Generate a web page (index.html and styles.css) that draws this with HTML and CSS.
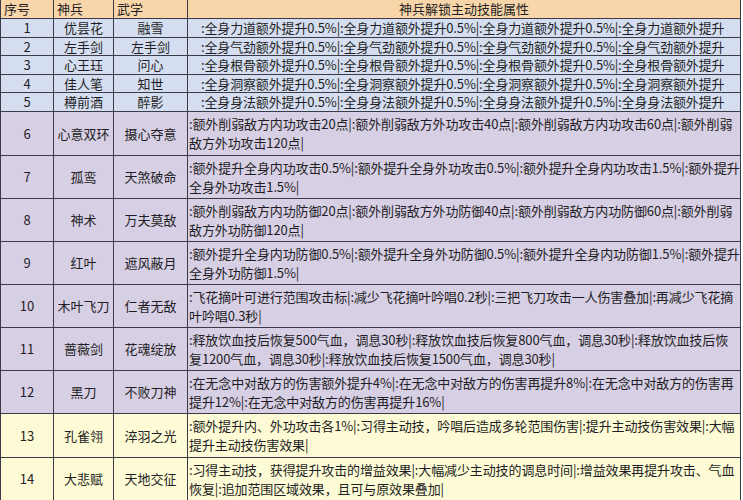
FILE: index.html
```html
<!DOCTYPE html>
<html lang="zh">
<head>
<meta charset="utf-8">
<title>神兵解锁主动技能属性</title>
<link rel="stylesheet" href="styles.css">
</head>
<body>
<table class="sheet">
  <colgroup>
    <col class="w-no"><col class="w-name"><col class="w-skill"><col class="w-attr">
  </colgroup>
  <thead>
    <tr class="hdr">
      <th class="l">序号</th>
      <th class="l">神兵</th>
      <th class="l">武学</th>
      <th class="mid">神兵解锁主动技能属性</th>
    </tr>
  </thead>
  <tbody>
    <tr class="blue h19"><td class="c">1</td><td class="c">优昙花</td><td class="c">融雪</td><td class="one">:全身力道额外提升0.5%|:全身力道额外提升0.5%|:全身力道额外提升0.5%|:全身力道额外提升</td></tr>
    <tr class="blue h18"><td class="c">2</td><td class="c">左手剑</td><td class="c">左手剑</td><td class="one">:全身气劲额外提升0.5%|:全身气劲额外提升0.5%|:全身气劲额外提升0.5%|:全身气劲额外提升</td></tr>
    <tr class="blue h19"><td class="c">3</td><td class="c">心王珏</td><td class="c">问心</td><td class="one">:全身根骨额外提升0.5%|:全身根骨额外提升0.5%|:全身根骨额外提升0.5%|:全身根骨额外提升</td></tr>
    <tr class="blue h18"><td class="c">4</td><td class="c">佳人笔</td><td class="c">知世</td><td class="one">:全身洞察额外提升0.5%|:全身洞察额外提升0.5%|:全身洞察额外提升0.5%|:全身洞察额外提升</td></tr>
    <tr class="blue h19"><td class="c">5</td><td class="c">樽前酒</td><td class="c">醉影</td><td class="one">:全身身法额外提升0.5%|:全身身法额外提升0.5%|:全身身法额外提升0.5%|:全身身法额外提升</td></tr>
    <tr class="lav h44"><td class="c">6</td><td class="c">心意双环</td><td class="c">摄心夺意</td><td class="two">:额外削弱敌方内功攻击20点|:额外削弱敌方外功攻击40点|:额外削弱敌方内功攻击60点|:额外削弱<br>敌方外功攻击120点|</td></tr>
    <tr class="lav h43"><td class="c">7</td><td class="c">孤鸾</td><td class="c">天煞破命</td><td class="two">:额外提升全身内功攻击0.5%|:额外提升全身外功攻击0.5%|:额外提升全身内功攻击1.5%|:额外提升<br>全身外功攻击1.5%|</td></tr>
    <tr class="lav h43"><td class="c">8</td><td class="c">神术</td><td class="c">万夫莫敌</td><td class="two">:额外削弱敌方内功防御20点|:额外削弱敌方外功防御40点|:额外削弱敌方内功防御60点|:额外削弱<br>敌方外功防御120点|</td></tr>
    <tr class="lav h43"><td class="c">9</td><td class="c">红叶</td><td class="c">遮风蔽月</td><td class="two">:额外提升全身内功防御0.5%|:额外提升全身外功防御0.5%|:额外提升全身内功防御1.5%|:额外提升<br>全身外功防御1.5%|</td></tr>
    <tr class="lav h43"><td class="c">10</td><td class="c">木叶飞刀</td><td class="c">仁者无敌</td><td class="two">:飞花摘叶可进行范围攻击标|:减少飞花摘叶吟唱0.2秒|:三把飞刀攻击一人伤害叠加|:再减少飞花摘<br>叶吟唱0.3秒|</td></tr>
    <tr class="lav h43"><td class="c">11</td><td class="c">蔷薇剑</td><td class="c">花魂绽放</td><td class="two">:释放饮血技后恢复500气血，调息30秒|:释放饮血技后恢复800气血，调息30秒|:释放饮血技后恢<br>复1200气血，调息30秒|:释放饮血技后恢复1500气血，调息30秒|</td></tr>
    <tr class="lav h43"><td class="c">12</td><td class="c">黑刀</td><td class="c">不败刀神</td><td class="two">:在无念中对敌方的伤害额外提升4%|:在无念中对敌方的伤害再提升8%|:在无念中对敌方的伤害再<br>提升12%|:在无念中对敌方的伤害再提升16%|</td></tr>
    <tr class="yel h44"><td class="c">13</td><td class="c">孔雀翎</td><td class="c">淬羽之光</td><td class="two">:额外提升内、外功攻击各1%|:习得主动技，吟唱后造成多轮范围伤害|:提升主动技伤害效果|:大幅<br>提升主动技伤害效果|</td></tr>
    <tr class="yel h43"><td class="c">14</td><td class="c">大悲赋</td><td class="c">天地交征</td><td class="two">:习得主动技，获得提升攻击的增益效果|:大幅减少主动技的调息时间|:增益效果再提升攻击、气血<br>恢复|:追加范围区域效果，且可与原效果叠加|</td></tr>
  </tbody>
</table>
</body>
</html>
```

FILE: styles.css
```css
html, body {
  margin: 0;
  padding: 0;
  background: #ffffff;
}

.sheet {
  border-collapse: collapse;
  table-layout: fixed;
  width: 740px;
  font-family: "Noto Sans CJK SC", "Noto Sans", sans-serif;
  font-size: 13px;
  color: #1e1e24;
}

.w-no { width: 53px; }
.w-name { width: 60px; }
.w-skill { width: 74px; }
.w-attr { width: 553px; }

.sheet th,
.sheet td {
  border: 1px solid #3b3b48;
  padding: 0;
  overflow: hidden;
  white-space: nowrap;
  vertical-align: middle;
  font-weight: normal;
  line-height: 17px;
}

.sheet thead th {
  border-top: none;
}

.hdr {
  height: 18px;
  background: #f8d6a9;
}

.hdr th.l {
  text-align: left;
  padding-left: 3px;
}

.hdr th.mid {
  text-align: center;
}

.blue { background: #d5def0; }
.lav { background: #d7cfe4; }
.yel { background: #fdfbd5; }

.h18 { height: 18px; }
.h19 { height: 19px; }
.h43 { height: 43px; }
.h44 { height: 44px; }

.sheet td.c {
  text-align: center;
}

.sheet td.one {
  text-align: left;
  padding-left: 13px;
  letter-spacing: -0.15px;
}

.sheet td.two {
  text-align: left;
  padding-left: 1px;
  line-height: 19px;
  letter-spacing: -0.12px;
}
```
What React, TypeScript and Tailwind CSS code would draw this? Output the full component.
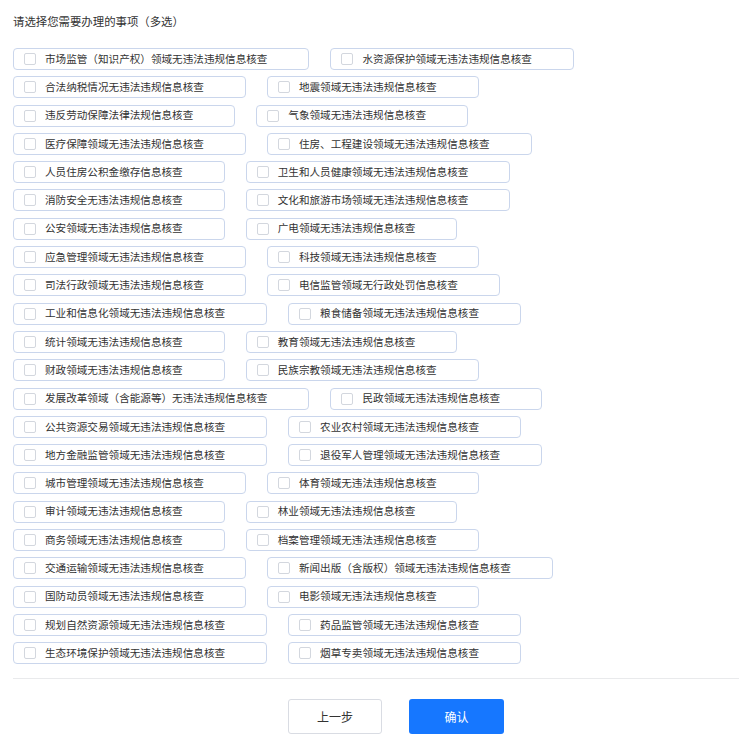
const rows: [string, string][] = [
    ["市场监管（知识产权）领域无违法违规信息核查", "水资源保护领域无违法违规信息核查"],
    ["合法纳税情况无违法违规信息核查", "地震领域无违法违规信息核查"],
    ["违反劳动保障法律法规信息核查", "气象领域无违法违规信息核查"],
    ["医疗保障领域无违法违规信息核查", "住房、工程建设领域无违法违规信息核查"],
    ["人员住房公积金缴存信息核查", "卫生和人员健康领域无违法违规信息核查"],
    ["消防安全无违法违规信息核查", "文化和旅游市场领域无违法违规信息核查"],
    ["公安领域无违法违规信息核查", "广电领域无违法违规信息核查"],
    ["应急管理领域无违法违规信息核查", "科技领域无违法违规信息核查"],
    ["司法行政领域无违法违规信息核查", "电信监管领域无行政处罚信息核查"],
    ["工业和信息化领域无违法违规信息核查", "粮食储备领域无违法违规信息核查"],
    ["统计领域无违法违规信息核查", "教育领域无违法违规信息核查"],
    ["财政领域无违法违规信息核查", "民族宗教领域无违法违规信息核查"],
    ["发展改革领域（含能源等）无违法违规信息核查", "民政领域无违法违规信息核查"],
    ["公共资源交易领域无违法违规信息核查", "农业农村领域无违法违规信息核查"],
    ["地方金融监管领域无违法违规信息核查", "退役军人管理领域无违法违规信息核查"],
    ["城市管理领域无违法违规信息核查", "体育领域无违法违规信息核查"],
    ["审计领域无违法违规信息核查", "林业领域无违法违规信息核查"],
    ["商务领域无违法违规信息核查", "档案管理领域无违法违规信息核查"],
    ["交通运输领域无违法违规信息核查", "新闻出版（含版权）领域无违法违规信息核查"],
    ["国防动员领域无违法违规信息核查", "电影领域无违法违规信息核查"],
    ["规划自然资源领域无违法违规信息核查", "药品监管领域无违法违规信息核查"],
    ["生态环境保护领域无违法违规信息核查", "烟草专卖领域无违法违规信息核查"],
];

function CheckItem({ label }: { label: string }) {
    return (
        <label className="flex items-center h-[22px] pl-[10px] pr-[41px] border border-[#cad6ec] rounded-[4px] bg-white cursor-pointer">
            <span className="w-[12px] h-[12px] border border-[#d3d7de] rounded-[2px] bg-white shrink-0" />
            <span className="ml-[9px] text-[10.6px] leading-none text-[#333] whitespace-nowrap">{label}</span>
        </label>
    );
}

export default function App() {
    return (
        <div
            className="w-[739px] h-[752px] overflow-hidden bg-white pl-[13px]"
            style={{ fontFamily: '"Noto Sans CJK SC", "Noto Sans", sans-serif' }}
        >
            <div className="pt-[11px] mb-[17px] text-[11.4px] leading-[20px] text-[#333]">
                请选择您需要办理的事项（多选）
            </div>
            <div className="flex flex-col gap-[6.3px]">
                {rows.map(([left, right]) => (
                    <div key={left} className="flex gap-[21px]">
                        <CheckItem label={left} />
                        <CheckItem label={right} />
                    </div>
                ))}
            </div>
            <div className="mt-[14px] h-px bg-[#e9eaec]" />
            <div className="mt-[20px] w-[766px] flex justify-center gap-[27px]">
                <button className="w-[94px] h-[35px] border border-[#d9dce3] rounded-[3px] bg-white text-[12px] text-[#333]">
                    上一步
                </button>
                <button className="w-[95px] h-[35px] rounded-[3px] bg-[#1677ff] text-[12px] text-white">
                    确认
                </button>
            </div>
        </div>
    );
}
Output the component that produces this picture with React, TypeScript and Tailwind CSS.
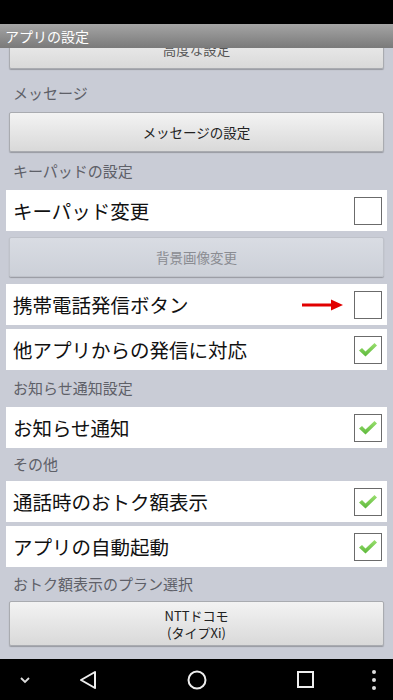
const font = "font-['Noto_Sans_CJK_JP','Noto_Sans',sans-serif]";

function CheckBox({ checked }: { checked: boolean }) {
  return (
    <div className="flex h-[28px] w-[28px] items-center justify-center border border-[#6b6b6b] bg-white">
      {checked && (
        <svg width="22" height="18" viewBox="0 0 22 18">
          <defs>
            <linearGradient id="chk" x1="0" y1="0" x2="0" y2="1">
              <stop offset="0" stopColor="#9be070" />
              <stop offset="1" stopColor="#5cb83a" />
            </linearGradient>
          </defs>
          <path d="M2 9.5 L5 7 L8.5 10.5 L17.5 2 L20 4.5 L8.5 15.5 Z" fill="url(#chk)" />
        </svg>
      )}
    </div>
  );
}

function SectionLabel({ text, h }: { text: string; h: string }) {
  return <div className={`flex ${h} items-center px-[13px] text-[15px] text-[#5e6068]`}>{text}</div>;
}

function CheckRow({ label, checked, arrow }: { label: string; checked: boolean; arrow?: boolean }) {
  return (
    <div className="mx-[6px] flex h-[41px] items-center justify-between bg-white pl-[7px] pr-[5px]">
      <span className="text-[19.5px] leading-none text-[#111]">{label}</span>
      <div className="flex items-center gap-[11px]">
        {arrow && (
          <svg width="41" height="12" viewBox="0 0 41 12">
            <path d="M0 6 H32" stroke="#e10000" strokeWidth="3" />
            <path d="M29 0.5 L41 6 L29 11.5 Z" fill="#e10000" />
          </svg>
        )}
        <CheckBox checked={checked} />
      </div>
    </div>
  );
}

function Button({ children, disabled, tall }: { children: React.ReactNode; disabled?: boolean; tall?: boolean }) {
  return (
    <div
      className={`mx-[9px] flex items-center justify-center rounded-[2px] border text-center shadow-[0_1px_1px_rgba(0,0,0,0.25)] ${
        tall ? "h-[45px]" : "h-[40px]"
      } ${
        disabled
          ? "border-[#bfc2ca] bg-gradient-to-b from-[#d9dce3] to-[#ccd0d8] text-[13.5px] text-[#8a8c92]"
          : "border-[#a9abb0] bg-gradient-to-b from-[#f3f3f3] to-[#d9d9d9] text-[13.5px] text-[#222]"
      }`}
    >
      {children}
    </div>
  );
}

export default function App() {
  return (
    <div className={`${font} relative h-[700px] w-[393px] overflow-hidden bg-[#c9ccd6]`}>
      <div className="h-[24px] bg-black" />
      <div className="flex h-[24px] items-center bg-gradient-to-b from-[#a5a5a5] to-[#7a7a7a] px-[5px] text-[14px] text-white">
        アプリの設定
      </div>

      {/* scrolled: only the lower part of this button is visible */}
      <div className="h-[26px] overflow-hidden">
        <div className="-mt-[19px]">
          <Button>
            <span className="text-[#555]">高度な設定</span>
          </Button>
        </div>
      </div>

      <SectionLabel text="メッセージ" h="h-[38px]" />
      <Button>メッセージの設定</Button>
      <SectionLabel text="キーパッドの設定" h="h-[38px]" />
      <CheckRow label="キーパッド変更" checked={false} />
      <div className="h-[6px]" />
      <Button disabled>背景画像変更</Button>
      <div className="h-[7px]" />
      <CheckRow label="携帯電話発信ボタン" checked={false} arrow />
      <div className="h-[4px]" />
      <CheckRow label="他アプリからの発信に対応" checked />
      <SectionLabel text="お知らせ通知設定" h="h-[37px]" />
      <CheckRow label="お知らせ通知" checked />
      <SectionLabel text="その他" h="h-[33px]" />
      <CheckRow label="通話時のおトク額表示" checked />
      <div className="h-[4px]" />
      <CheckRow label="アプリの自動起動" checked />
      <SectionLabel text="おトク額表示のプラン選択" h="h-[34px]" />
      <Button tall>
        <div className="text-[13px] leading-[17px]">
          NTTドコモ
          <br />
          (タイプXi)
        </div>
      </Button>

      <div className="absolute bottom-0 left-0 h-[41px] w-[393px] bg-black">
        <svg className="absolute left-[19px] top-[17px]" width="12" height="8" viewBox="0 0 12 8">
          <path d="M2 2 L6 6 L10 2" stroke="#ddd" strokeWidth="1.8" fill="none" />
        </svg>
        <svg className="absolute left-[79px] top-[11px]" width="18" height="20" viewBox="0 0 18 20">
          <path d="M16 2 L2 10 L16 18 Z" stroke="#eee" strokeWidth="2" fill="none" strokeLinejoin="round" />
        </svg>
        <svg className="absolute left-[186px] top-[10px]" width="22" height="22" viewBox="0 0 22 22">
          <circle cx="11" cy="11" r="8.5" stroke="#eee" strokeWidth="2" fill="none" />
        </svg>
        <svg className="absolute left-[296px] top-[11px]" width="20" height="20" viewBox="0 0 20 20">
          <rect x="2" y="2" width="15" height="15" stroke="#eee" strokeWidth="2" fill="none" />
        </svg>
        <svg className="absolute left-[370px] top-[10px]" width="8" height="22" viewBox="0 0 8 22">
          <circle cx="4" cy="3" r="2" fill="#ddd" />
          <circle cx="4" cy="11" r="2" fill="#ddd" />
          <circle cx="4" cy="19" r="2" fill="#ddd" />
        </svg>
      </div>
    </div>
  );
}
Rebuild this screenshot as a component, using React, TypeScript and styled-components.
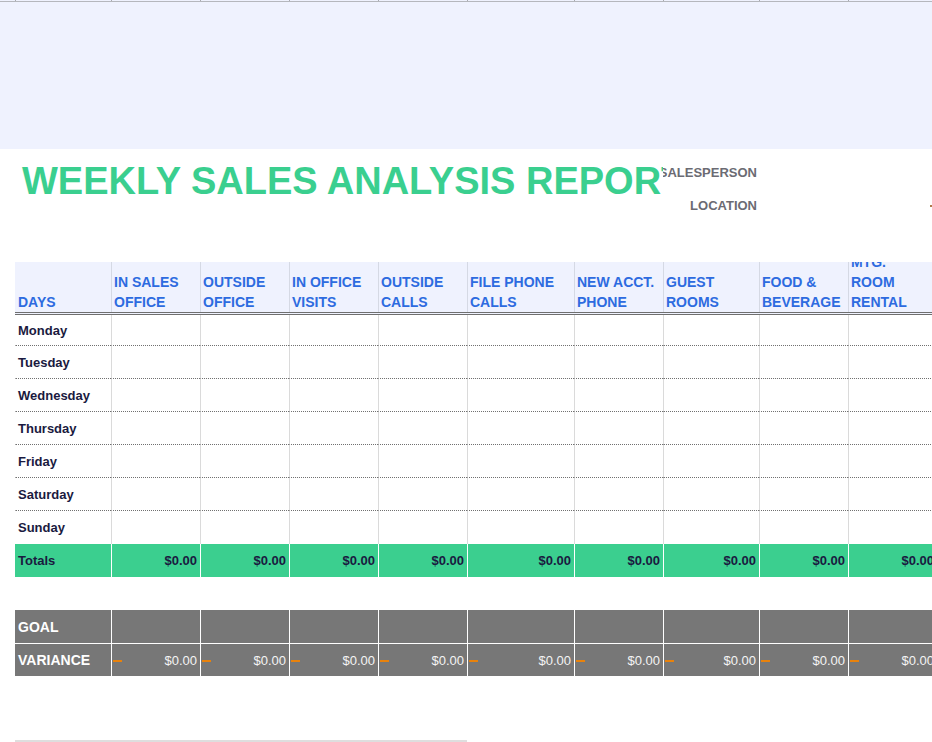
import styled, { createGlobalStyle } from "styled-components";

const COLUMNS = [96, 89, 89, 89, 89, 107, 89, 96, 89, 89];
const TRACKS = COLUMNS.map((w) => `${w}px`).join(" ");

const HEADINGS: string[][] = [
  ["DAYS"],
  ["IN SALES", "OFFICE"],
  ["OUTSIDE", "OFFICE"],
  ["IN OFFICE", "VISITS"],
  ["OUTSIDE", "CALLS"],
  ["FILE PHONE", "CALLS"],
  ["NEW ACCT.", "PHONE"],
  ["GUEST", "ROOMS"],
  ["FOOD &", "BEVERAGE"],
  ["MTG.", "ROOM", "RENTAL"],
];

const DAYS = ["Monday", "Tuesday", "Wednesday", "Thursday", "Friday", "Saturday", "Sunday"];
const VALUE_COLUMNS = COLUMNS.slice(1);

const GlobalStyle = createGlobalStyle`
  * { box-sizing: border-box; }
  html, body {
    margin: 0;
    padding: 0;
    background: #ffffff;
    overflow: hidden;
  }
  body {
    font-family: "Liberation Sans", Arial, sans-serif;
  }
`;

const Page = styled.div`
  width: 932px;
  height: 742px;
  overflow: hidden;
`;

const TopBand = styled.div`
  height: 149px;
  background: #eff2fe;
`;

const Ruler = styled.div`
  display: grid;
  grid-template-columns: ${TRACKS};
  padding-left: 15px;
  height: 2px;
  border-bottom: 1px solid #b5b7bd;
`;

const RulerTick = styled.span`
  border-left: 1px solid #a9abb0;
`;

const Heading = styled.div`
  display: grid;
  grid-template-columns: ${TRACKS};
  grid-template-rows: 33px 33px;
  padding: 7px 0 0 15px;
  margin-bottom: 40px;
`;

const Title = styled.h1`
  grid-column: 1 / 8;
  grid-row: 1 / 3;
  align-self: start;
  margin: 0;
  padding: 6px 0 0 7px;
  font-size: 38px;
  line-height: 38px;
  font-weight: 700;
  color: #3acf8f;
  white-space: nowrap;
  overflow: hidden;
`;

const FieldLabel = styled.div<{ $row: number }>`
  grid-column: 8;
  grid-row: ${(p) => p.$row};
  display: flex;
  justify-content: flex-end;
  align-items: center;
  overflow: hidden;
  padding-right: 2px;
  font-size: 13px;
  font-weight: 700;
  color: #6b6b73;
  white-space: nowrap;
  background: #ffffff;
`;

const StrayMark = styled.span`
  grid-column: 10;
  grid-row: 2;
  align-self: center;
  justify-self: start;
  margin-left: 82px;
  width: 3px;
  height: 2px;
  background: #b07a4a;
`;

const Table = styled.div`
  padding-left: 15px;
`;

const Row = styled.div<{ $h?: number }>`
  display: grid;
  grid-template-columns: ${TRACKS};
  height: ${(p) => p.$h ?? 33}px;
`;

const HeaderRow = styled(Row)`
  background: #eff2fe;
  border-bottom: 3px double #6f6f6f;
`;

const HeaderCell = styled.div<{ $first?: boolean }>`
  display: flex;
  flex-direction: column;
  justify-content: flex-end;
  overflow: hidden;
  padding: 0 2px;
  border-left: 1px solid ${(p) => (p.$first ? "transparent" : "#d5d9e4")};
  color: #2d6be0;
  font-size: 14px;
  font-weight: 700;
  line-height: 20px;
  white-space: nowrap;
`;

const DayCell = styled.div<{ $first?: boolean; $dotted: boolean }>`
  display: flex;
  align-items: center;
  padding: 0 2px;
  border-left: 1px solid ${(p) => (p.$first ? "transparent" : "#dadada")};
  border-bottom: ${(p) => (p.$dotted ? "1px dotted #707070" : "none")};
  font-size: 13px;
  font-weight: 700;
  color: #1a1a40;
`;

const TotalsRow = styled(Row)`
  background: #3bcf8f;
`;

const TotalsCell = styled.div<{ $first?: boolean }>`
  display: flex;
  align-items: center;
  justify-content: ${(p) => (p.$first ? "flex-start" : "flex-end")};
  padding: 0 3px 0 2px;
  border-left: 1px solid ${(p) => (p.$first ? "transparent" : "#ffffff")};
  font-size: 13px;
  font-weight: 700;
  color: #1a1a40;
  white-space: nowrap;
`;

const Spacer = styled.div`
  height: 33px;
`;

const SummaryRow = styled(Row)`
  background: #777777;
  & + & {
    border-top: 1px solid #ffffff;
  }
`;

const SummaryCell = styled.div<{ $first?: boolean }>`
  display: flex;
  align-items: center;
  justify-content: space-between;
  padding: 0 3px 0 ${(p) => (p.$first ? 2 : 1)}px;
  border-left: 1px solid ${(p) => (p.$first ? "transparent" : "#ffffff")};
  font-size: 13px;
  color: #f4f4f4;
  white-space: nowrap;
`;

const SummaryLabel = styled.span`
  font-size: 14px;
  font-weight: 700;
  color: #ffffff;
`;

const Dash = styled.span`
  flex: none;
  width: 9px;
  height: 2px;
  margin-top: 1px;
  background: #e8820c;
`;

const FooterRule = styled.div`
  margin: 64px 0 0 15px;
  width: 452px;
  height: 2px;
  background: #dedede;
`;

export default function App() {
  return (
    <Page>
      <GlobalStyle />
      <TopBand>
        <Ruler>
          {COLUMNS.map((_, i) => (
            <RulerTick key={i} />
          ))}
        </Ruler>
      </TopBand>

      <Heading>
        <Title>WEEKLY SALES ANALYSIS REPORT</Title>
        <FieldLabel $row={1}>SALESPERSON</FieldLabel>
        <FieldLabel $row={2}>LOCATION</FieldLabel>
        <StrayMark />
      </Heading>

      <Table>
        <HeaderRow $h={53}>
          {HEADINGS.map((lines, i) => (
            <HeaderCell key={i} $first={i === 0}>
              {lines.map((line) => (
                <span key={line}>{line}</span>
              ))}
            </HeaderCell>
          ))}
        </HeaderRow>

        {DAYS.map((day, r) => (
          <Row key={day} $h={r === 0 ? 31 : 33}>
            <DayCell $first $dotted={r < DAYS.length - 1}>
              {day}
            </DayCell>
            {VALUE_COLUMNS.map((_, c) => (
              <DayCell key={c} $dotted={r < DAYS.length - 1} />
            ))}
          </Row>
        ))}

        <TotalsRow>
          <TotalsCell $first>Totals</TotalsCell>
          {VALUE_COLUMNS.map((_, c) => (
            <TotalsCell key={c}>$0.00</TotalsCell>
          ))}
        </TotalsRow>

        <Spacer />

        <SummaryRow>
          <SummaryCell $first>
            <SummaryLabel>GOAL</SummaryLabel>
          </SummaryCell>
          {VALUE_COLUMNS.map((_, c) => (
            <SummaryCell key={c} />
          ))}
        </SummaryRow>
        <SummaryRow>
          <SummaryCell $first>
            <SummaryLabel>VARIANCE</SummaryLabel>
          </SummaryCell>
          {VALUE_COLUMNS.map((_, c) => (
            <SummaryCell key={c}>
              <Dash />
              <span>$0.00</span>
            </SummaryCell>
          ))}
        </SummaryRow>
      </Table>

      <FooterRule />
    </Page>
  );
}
_____
- GIVEN EXERCISE -
Tally every line of the data that holds the word "styles" and write the count alone.

- COMPLETE OUTPUT -
3